Evaluation of Research Methods for Handling Clustered Data

Sensitivity Analyses for Clustered Data: An Illustration from a Large-scale Clustered Randomized Controlled Trial in Education
December 2014
Abe, Y. & Gee, K. A.
Evaluation and Program Planning
Abe, Y. & Gee, K. A. (2014). Sensitivity analyses for clustered data: An illustration from a large-scale clustered randomized controlled trial in education. Evaluation and Program Planning, 47, 26-34.

As researchers begin to use cluster randomized controlled trials (RCTs) more frequently in their studies, the recurring question of which method of analysis to use becomes more important. This is especially true for clustered data, which groups individuals into higher level units. Failure to select an evaluation method that accounts for the correlation between these grouped individuals in the higher-level units can result in bias. To emphasize the importance of using well-thought-out sensitivity analysis when using clustered data for RCTs, Yasuyo Abe co-authored a paper exploring this topic.

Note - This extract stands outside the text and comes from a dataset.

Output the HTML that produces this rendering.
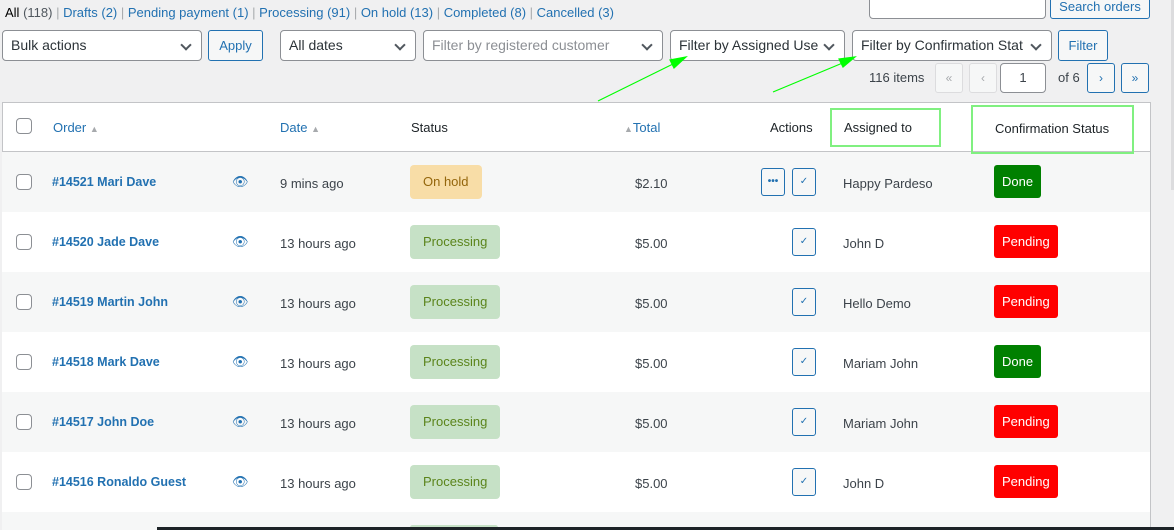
<!DOCTYPE html>
<html style="width:1174px;height:530px;overflow:hidden"><head><meta charset="utf-8"><style>
*{box-sizing:border-box;margin:0;padding:0}
body{width:1174px;height:530px;overflow:hidden;background:#f0f0f1;font-family:"Liberation Sans",sans-serif;font-size:13px;color:#3c434a;position:relative}
.a{position:absolute}
a,.lk{color:#2271b1;text-decoration:none}
.sel{position:absolute;height:31px;background:#fff;border:1px solid #8c8f94;border-radius:4px;padding:0 8px;line-height:29px;font-size:14px;color:#2c3338;white-space:nowrap;overflow:hidden}
.sel span{display:block;overflow:hidden;white-space:nowrap}
.sel:after{content:"";position:absolute;right:11px;top:10px;width:6px;height:6px;border-right:2px solid #50575e;border-bottom:2px solid #50575e;transform:rotate(45deg)}
.btn{position:absolute;height:31px;border:1px solid #2271b1;border-radius:3px;background:#f6f7f7;color:#2271b1;text-align:center;line-height:29px;font-size:13px}
.pg{position:absolute;top:63px;width:28px;height:30px;border:1px solid #2271b1;border-radius:3px;background:#f6f7f7;color:#2271b1;text-align:center;line-height:28px;font-size:12px}
.pg.d{border-color:#dcdcde;color:#a7aaad}
.row{position:absolute;left:2px;width:1148px;height:60px}
.cb{position:absolute;left:16px;width:16px;height:16px;border:1px solid #8c8f94;border-radius:4px;background:#fff}
.st{position:absolute;left:410px;height:34px;border-radius:4px;line-height:34px;padding:0 13px;font-size:13px}
.pr{background:#c6e1c6;color:#5b841b}
.oh{background:#f8dda7;color:#94660c}
.ab{position:absolute;width:24px;height:28px;border:1px solid #2271b1;border-radius:3px;background:#f6f7f7;color:#2271b1;text-align:center;line-height:26px;font-size:10px}
.cs{position:absolute;left:994px;height:33px;border-radius:3px;color:#fff;line-height:33px;font-size:13px;padding:0 8px}
.done{background:#008000}.pend{background:#ff0000}
.ol{font-weight:bold;font-size:12.5px}
</style></head><body>
<div class="a" style="left:5px;top:5px;font-size:13px;white-space:nowrap;color:#a7aaad"><span style="color:#000">All</span> <span style="color:#50575e">(118)</span> | <a>Drafts (2)</a> | <a>Pending payment (1)</a> | <a>Processing (91)</a> | <a>On hold (13)</a> | <a>Completed (8)</a> | <a>Cancelled (3)</a></div>
<div class="a" style="left:869px;top:-12px;width:177px;height:31px;background:#fff;border:1px solid #8c8f94;border-radius:4px"></div>
<div class="btn" style="left:1050px;top:-12px;width:100px;height:31px;line-height:35px">Search orders</div>
<div class="sel" style="left:2px;top:30px;width:200px">Bulk actions</div>
<div class="btn" style="left:208px;top:30px;width:55px">Apply</div>
<div class="sel" style="left:280px;top:30px;width:136px">All dates</div>
<div class="sel" style="left:423px;top:30px;width:240px;color:#8c8f94">Filter by registered customer</div>
<div class="sel" style="left:670px;top:30px;width:175px;padding-right:26px"><span>Filter by Assigned User</span></div>
<div class="sel" style="left:852px;top:30px;width:200px;padding-right:28px"><span>Filter by Confirmation Status</span></div>
<div class="btn" style="left:1058px;top:30px;width:50px">Filter</div>
<div class="a" style="left:869px;top:70px;font-size:13px">116 items</div>
<div class="pg d" style="left:935px">«</div>
<div class="pg d" style="left:969px">‹</div>
<div class="a" style="left:1000px;top:63px;width:46px;height:30px;background:#fff;border:1px solid #8c8f94;border-radius:4px;text-align:center;line-height:28px;font-size:13px">1</div>
<div class="a" style="left:1058px;top:70px">of 6</div>
<div class="pg" style="left:1087px">›</div>
<div class="pg" style="left:1121px">»</div>
<!-- table -->
<div class="a" style="left:2px;top:102px;width:1149px;height:428px;background:#fff;border:1px solid #c3c4c7;border-bottom:none"></div>
<div class="a" style="left:2px;top:151px;width:1148px;height:1px;background:#c3c4c7"></div>
<div class="cb" style="top:118px"></div>
<div class="a lk" style="left:53px;top:120px;font-size:13px">Order <span style="color:#a7aaad;font-size:9px">▲</span></div>
<div class="a lk" style="left:280px;top:120px">Date <span style="color:#a7aaad;font-size:9px">▲</span></div>
<div class="a" style="left:411px;top:120px;color:#1d2327">Status</div>
<div class="a lk" style="left:624px;top:120px"><span style="color:#a7aaad;font-size:9px">▲</span>Total</div>
<div class="a" style="left:770px;top:120px;color:#1d2327">Actions</div>

<div class="row" style="top:152px;background:#f6f7f7"></div>
<div class="row" style="top:212px;background:#fff"></div>
<div class="row" style="top:272px;background:#f6f7f7"></div>
<div class="row" style="top:332px;background:#fff"></div>
<div class="row" style="top:392px;background:#f6f7f7"></div>
<div class="row" style="top:452px;background:#fff"></div>
<div class="row" style="top:512px;background:#f6f7f7;height:18px"></div>

<div class="a" style="left:830px;top:108px;width:111px;height:39px;border:2px solid #80f080;padding:10px 0 0 12px;color:#1d2327">Assigned to</div>
<div class="a" style="left:971px;top:105px;width:163px;height:49px;border:2px solid #80f080;padding:14px 0 0 22px;color:#1d2327">Confirmation Status</div>
<svg class="a" style="left:590px;top:55px" width="280" height="50"><g stroke="#00ff00" stroke-width="1.2" fill="#00ff00"><line x1="8" y1="46" x2="85" y2="8"/><polygon points="96,2 80,5 84,13"/><line x1="183" y1="37" x2="255" y2="7"/><polygon points="265,2 249,4 253,12"/></g></svg>

<div class="cb" style="top:174px"></div><div class="a lk ol" style="left:52px;top:175px">#14521 Mari Dave</div><div class="a lk" style="left:232px;top:174px">👁</div><div class="a" style="left:280px;top:176px">9 mins ago</div><div class="st oh" style="top:165px">On hold</div><div class="a" style="left:635px;top:176px">$2.10</div><div class="ab" style="left:761px;top:168px;font-weight:bold">•••</div><div class="ab" style="left:792px;top:168px">✓</div><div class="a" style="left:843px;top:176px">Happy Pardeso</div><div class="cs done" style="top:165px">Done</div>
<div class="cb" style="top:234px"></div><div class="a lk ol" style="left:52px;top:235px">#14520 Jade Dave</div><div class="a lk" style="left:232px;top:234px">👁</div><div class="a" style="left:280px;top:236px">13 hours ago</div><div class="st pr" style="top:225px">Processing</div><div class="a" style="left:635px;top:236px">$5.00</div><div class="ab" style="left:792px;top:228px">✓</div><div class="a" style="left:843px;top:236px">John D</div><div class="cs pend" style="top:225px">Pending</div>
<div class="cb" style="top:294px"></div><div class="a lk ol" style="left:52px;top:295px">#14519 Martin John</div><div class="a lk" style="left:232px;top:294px">👁</div><div class="a" style="left:280px;top:296px">13 hours ago</div><div class="st pr" style="top:285px">Processing</div><div class="a" style="left:635px;top:296px">$5.00</div><div class="ab" style="left:792px;top:288px">✓</div><div class="a" style="left:843px;top:296px">Hello Demo</div><div class="cs pend" style="top:285px">Pending</div>
<div class="cb" style="top:354px"></div><div class="a lk ol" style="left:52px;top:355px">#14518 Mark Dave</div><div class="a lk" style="left:232px;top:354px">👁</div><div class="a" style="left:280px;top:356px">13 hours ago</div><div class="st pr" style="top:345px">Processing</div><div class="a" style="left:635px;top:356px">$5.00</div><div class="ab" style="left:792px;top:348px">✓</div><div class="a" style="left:843px;top:356px">Mariam John</div><div class="cs done" style="top:345px">Done</div>
<div class="cb" style="top:414px"></div><div class="a lk ol" style="left:52px;top:415px">#14517 John Doe</div><div class="a lk" style="left:232px;top:414px">👁</div><div class="a" style="left:280px;top:416px">13 hours ago</div><div class="st pr" style="top:405px">Processing</div><div class="a" style="left:635px;top:416px">$5.00</div><div class="ab" style="left:792px;top:408px">✓</div><div class="a" style="left:843px;top:416px">Mariam John</div><div class="cs pend" style="top:405px">Pending</div>
<div class="cb" style="top:474px"></div><div class="a lk ol" style="left:52px;top:475px">#14516 Ronaldo Guest</div><div class="a lk" style="left:232px;top:474px">👁</div><div class="a" style="left:280px;top:476px">13 hours ago</div><div class="st pr" style="top:465px">Processing</div><div class="a" style="left:635px;top:476px">$5.00</div><div class="ab" style="left:792px;top:468px">✓</div><div class="a" style="left:843px;top:476px">John D</div><div class="cs pend" style="top:465px">Pending</div>
<div class="st pr" style="top:525px;height:5px;width:88px"></div>
<div class="a" style="left:157px;top:527px;width:1017px;height:3px;background:#1d2327"></div>
<div class="a" style="left:1171px;top:0;width:3px;height:190px;background:#dcdcde"></div>
</body></html>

This study used data from a cluster RCT of the Pacific Communities with High Performance in Literacy Development (Pacific CHILD), a teacher professional development program. This evaluation had a sample of 45 elementary schools which were randomly assigned to treatment or control groups and sought to measure student reading achievement. Using the Pacific CHILD evaluation, this study used the four most common analytic methods applied to clustered data: 1) hierarchical linear modeling (HLM); 2) feasible generalized least squares (FGLS); 3) generalized estimating equations (GEE); and 4) ordinary least squares regression (OLS) with cluster-robust (Huber-White) standard errors.

Researchers compared the findings of each method, revealing inconsistent results in sizes and significance of observed effects. These results emphasize that there is no "correct" method of estimation, and that researchers must rely on their judgement and sensitivity analyses when making analytic decisions. The results of this study are especially important for fields that have seen increased use of cluster RCTs in impact evaluation, such as education, public health, and social welfare.